A follow-up to this post from last Thursday:
On Friday, the same First Circuit panel—Lynch, Boudin, Lipez—that denied Doe’s motion for reconsideration (over Lipez’s dissent) reversed course after Doe filed his motion for en banc reconsideration, so Harvard law professor Jeannie Suk Gersen will represent Doe at oral argument tomorrow on the appeal before that panel.
It’s still difficult to make sense of what’s happened:
1. One theory is that First Circuit judge David Barron denied Doe’s initial motion to allow Gersen to represent him on the ground that doing so would require Barron to recuse himself from the case. That would have been unsound reasoning on Barron’s part: If there were some unknown basis on which Barron would have to recuse, Doe’s right to counsel should have trumped any interest or duty on Barron’s part in sitting on the appeal. What’s more, Barron shouldn’t have decided the motion if he had a conflict.
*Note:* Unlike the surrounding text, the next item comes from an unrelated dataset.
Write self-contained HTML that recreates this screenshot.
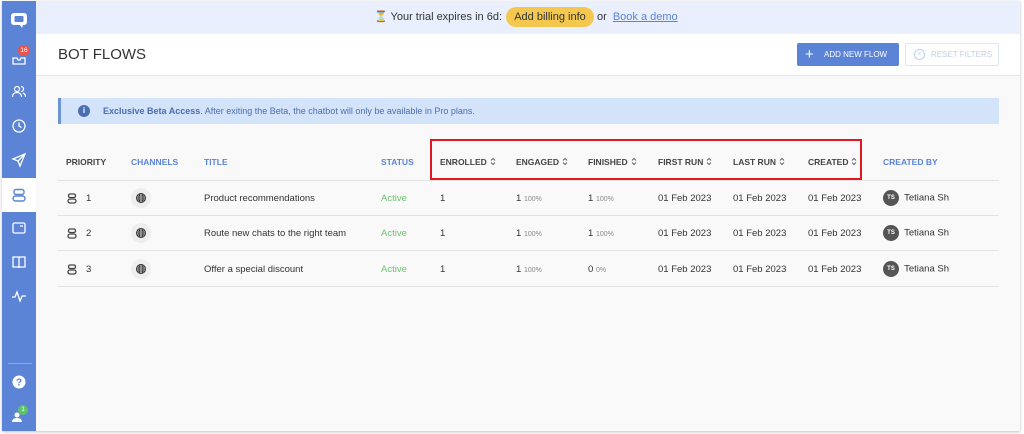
<!DOCTYPE html>
<html><head><meta charset="utf-8"><style>
*{box-sizing:border-box;margin:0;padding:0}
body{width:1024px;height:434px;background:#fff;font-family:"Liberation Sans",sans-serif;position:relative;overflow:hidden;color:#333}
.frame{position:absolute;left:2px;top:1px;width:1018px;height:430px;background:#f9f9f9;box-shadow:0 1px 3px rgba(0,0,0,.25)}
.side{position:absolute;left:2px;top:1px;width:34px;height:430px;background:#5b84d6}
.ic{position:absolute;left:0;width:34px;height:34px;display:flex;align-items:center;justify-content:center}
.top{position:absolute;left:36px;top:1px;width:984px;height:33px;background:#e9effc;font-size:11px;color:#333}
.hdr{position:absolute;left:36px;top:34px;width:984px;height:42px;background:#fff;border-bottom:1px solid #e6e6e6}
.banner{position:absolute;left:58px;top:98px;width:941px;height:26px;background:#d3e3f9;border-left:3px solid #6e95d8;font-size:9px;color:#4a6fb0;line-height:26px;padding-left:42px}
.th{position:absolute;top:157px;font-size:8.5px;font-weight:bold;color:#444;white-space:nowrap}
.th.b{color:#5b84d6}
.td{position:absolute;font-size:9.5px;color:#333;white-space:nowrap}
.pc{font-size:7px;color:#888}
.line{position:absolute;left:58px;width:941px;height:1px;background:#e3e3e3}
.srt{display:inline-block;margin-left:3px;vertical-align:-1px}
.r1{top:193px}.r2{top:228px}.r3{top:264px}
</style></head><body>
<div class="frame"></div>
<div class="side">
 <div class="ic" style="top:2px"><svg width="18" height="18" viewBox="0 0 18 18"><rect x="1" y="2" width="16" height="12" rx="3" fill="#fff"/><path d="M10 14 L12 17 L13 14Z" fill="#fff"/><rect x="4.5" y="5" width="9" height="6" rx="1" fill="#5b84d6"/></svg></div>
 <div class="ic" style="top:40px"><svg width="16" height="16" viewBox="0 0 16 16" fill="none" stroke="#fff" stroke-width="1.3"><path d="M2 8 L2 14 L14 14 L14 8 L10 8 L9 10 L7 10 L6 8Z"/></svg><span style="position:absolute;left:16px;top:4px;width:12px;height:11px;border-radius:6px;background:#e8554e;color:#fff;font-size:6.5px;line-height:11px;text-align:center">16</span></div>
 <div class="ic" style="top:74px"><svg width="16" height="16" viewBox="0 0 16 16" fill="none" stroke="#fff" stroke-width="1.2"><circle cx="6" cy="5" r="2.5"/><path d="M1.5 13c0-3 2-4.5 4.5-4.5s4.5 1.5 4.5 4.5M10 2.5a2.5 2.5 0 010 5M12 9c1.5.5 2.5 2 2.5 4"/></svg></div>
 <div class="ic" style="top:108px"><svg width="16" height="16" viewBox="0 0 16 16" fill="none" stroke="#fff" stroke-width="1.3"><circle cx="8" cy="8" r="6"/><path d="M8 4.5V8l2.5 1.5"/></svg></div>
 <div class="ic" style="top:142px"><svg width="16" height="16" viewBox="0 0 16 16" fill="none" stroke="#fff" stroke-width="1.3"><path d="M14 2L2 7l5 2 2 5z M7 9l7-7"/></svg></div>
 <div class="ic" style="top:177px;background:#fff"><svg width="16" height="16" viewBox="0 0 16 16" fill="none" stroke="#5b84d6" stroke-width="1.4"><rect x="3" y="2.5" width="10" height="5" rx="2"/><rect x="2" y="9" width="12" height="5" rx="2.5"/></svg></div>
 <div class="ic" style="top:210px"><svg width="16" height="16" viewBox="0 0 16 16" fill="none" stroke="#fff" stroke-width="1.3"><rect x="2" y="3" width="12" height="10" rx="1.5"/><path d="M9 6h3"/></svg></div>
 <div class="ic" style="top:244px"><svg width="16" height="16" viewBox="0 0 16 16" fill="none" stroke="#fff" stroke-width="1.3"><path d="M8 4v10M2 3h6v10H2zM8 3h6v10H8"/></svg></div>
 <div class="ic" style="top:278px"><svg width="16" height="16" viewBox="0 0 16 16" fill="none" stroke="#fff" stroke-width="1.3"><path d="M1 9h3l2-5 3 9 2-5h4"/></svg></div>
 <div style="position:absolute;left:6px;top:362px;width:24px;height:1px;background:#8aa8e3"></div>
 <div class="ic" style="top:364px"><svg width="14" height="14" viewBox="0 0 14 14"><circle cx="7" cy="7" r="6.5" fill="#fff"/><text x="7" y="10.5" font-size="10" font-weight="bold" text-anchor="middle" fill="#5b84d6" font-family="Liberation Sans">?</text></svg></div>
 <div class="ic" style="top:398px"><svg width="16" height="16" viewBox="0 0 16 16" fill="#fff"><circle cx="6" cy="7" r="2.5"/><path d="M1 14c0-3 2.5-4 5-4s5 1 5 4z"/></svg><span style="position:absolute;left:16px;top:6px;width:10px;height:10px;border-radius:5px;background:#5cc36a;color:#fff;font-size:6.5px;line-height:10px;text-align:center">1</span></div>
</div>
<div class="top">
 <div style="position:absolute;right:518px;top:8px;line-height:16px;white-space:nowrap">⏳ Your trial expires in 6d:</div>
 <div style="position:absolute;left:470px;top:6px;width:88px;height:20px;border-radius:10px;background:#f4c84e;text-align:center;line-height:20px;color:#333">Add billing info</div>
 <div style="position:absolute;left:561px;top:8px;line-height:16px">or <span style="color:#5b84d6;text-decoration:underline;margin-left:3px">Book a demo</span></div>
</div>
<div class="hdr">
 <div style="position:absolute;left:22px;top:12px;font-size:15px;color:#333">BOT FLOWS</div>
 <div style="position:absolute;left:761px;top:9px;width:102px;height:23px;background:#5b84d6;border-radius:2px;color:#fff;font-size:8px;line-height:23px;padding-left:27px">ADD NEW FLOW<span style="position:absolute;left:8px;top:0;font-size:15px;font-weight:normal">+</span></div>
 <div style="position:absolute;left:869px;top:9px;width:94px;height:23px;border:1px solid #dde6f6;border-radius:2px;color:#c3cfe6;font-size:8px;line-height:21px;padding-left:25px">RESET FILTERS<span style="position:absolute;left:8px;top:5px;width:11px;height:11px;border:1px solid #c3cfe6;border-radius:50%;font-size:7px;line-height:9px;text-align:center">×</span></div>
</div>
<div class="banner"><span style="position:absolute;left:17px;top:7px;width:12px;height:12px;border-radius:50%;background:#4a6fb0;color:#fff;font-size:8px;line-height:12px;text-align:center;font-weight:bold">i</span><b>Exclusive Beta Access</b>. After exiting the Beta, the chatbot will only be available in Pro plans.</div>
<div style="position:absolute;left:430px;top:139px;width:432px;height:41px;border:2px solid #e0191e"></div>
<div class="th" style="left:66px">PRIORITY</div>
<div class="th b" style="left:131px">CHANNELS</div>
<div class="th b" style="left:204px">TITLE</div>
<div class="th b" style="left:381px">STATUS</div>
<div class="th" style="left:440px">ENROLLED<svg class="srt" width="6" height="9" viewBox="0 0 6 9" fill="none" stroke="#666"><path d="M1 3.5L3 1.5 5 3.5M1 5.5L3 7.5 5 5.5"/></svg></div>
<div class="th" style="left:516px">ENGAGED<svg class="srt" width="6" height="9" viewBox="0 0 6 9" fill="none" stroke="#666"><path d="M1 3.5L3 1.5 5 3.5M1 5.5L3 7.5 5 5.5"/></svg></div>
<div class="th" style="left:588px">FINISHED<svg class="srt" width="6" height="9" viewBox="0 0 6 9" fill="none" stroke="#666"><path d="M1 3.5L3 1.5 5 3.5M1 5.5L3 7.5 5 5.5"/></svg></div>
<div class="th" style="left:658px">FIRST RUN<svg class="srt" width="6" height="9" viewBox="0 0 6 9" fill="none" stroke="#666"><path d="M1 3.5L3 1.5 5 3.5M1 5.5L3 7.5 5 5.5"/></svg></div>
<div class="th" style="left:733px">LAST RUN<svg class="srt" width="6" height="9" viewBox="0 0 6 9" fill="none" stroke="#666"><path d="M1 3.5L3 1.5 5 3.5M1 5.5L3 7.5 5 5.5"/></svg></div>
<div class="th" style="left:808px">CREATED<svg class="srt" width="6" height="9" viewBox="0 0 6 9" fill="none" stroke="#666"><path d="M1 3.5L3 1.5 5 3.5M1 5.5L3 7.5 5 5.5"/></svg></div>
<div class="th b" style="left:883px">CREATED BY</div>
<div class="line" style="top:180px"></div>
<div class="line" style="top:215px"></div>
<div class="line" style="top:250px"></div>
<div class="line" style="top:286px"></div>

<div class="td r1" style="left:67px"><svg width="10" height="11" viewBox="0 0 10 11" fill="none" stroke="#444" stroke-width="1.3" style="vertical-align:-1px"><rect x="1.5" y="1" width="7" height="3.5" rx="1.5"/><rect x="1" y="6" width="8" height="4" rx="2"/></svg></div><div class="td r1" style="left:86px">1</div>
<div class="td r2" style="left:67px"><svg width="10" height="11" viewBox="0 0 10 11" fill="none" stroke="#444" stroke-width="1.3" style="vertical-align:-1px"><rect x="1.5" y="1" width="7" height="3.5" rx="1.5"/><rect x="1" y="6" width="8" height="4" rx="2"/></svg></div><div class="td r2" style="left:86px">2</div>
<div class="td r3" style="left:67px"><svg width="10" height="11" viewBox="0 0 10 11" fill="none" stroke="#444" stroke-width="1.3" style="vertical-align:-1px"><rect x="1.5" y="1" width="7" height="3.5" rx="1.5"/><rect x="1" y="6" width="8" height="4" rx="2"/></svg></div><div class="td r3" style="left:86px">3</div>

<div style="position:absolute;left:131px;top:188px;width:20px;height:20px;border-radius:50%;background:#eee"><svg width="20" height="20" viewBox="0 0 20 20" fill="none" stroke="#333" stroke-width="1"><circle cx="10" cy="10" r="4.5"/><ellipse cx="10" cy="10" rx="2" ry="4.5"/><path d="M5.5 10h9M6.3 8h7.4M6.3 12h7.4"/></svg></div>
<div style="position:absolute;left:131px;top:223px;width:20px;height:20px;border-radius:50%;background:#eee"><svg width="20" height="20" viewBox="0 0 20 20" fill="none" stroke="#333" stroke-width="1"><circle cx="10" cy="10" r="4.5"/><ellipse cx="10" cy="10" rx="2" ry="4.5"/><path d="M5.5 10h9M6.3 8h7.4M6.3 12h7.4"/></svg></div>
<div style="position:absolute;left:131px;top:259px;width:20px;height:20px;border-radius:50%;background:#eee"><svg width="20" height="20" viewBox="0 0 20 20" fill="none" stroke="#333" stroke-width="1"><circle cx="10" cy="10" r="4.5"/><ellipse cx="10" cy="10" rx="2" ry="4.5"/><path d="M5.5 10h9M6.3 8h7.4M6.3 12h7.4"/></svg></div>

<div class="td r1" style="left:204px">Product recommendations</div>
<div class="td r2" style="left:204px">Route new chats to the right team</div>
<div class="td r3" style="left:204px">Offer a special discount</div>
<div class="td r1" style="left:381px;color:#6cc36f">Active</div>
<div class="td r2" style="left:381px;color:#6cc36f">Active</div>
<div class="td r3" style="left:381px;color:#6cc36f">Active</div>
<div class="td r1" style="left:440px">1</div>
<div class="td r2" style="left:440px">1</div>
<div class="td r3" style="left:440px">1</div>
<div class="td r1" style="left:516px">1 <span class="pc">100%</span></div>
<div class="td r2" style="left:516px">1 <span class="pc">100%</span></div>
<div class="td r3" style="left:516px">1 <span class="pc">100%</span></div>
<div class="td r1" style="left:588px">1 <span class="pc">100%</span></div>
<div class="td r2" style="left:588px">1 <span class="pc">100%</span></div>
<div class="td r3" style="left:588px">0 <span class="pc">0%</span></div>
<div class="td r1" style="left:658px">01 Feb 2023</div>
<div class="td r2" style="left:658px">01 Feb 2023</div>
<div class="td r3" style="left:658px">01 Feb 2023</div>
<div class="td r1" style="left:733px">01 Feb 2023</div>
<div class="td r2" style="left:733px">01 Feb 2023</div>
<div class="td r3" style="left:733px">01 Feb 2023</div>
<div class="td r1" style="left:808px">01 Feb 2023</div>
<div class="td r2" style="left:808px">01 Feb 2023</div>
<div class="td r3" style="left:808px">01 Feb 2023</div>
<div class="td" style="left:883px;top:190px"><span style="display:inline-block;width:16px;height:16px;border-radius:50%;background:#555;color:#fff;font-size:6px;line-height:16px;text-align:center;font-weight:bold;vertical-align:middle">TS</span>&nbsp; Tetiana Sh</div>
<div class="td" style="left:883px;top:225px"><span style="display:inline-block;width:16px;height:16px;border-radius:50%;background:#555;color:#fff;font-size:6px;line-height:16px;text-align:center;font-weight:bold;vertical-align:middle">TS</span>&nbsp; Tetiana Sh</div>
<div class="td" style="left:883px;top:261px"><span style="display:inline-block;width:16px;height:16px;border-radius:50%;background:#555;color:#fff;font-size:6px;line-height:16px;text-align:center;font-weight:bold;vertical-align:middle">TS</span>&nbsp; Tetiana Sh</div>
</body></html>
On this same theory, Barron went on to remove himself from the case, but the announced merits panel nonetheless initially denied Doe’s motion for reconsideration.
2. Another possibility is that the undisclosed panel consisted all along of Lynch, Boudin, and Lipez and that Barron thought that granting the motion would require one of them to recuse. Again, it would have been wrong for him to deny the motion on that basis. Further, the panel’s initial denial of the motion for reconsideration would seem to show that Barron was wrong to think that one of the three judges would have to recuse, for it that were so, that judge should not have taken part in the denial. Perhaps Barron was initially informed that one of the three would have to recuse, but on further consideration the judge decided otherwise.
3. Yet another possibility is that the undisclosed panel initially had another judge who got off the panel before it was announced. That still makes it a puzzle that the reconstituted panel would have denied the initial motion for reconsideration.
Perhaps all’s well that ends well. But Barron’s initial order seems impossible to justify and wasted a lot of Doe’s attorneys’ time (and presumably a lot of Doe’s money).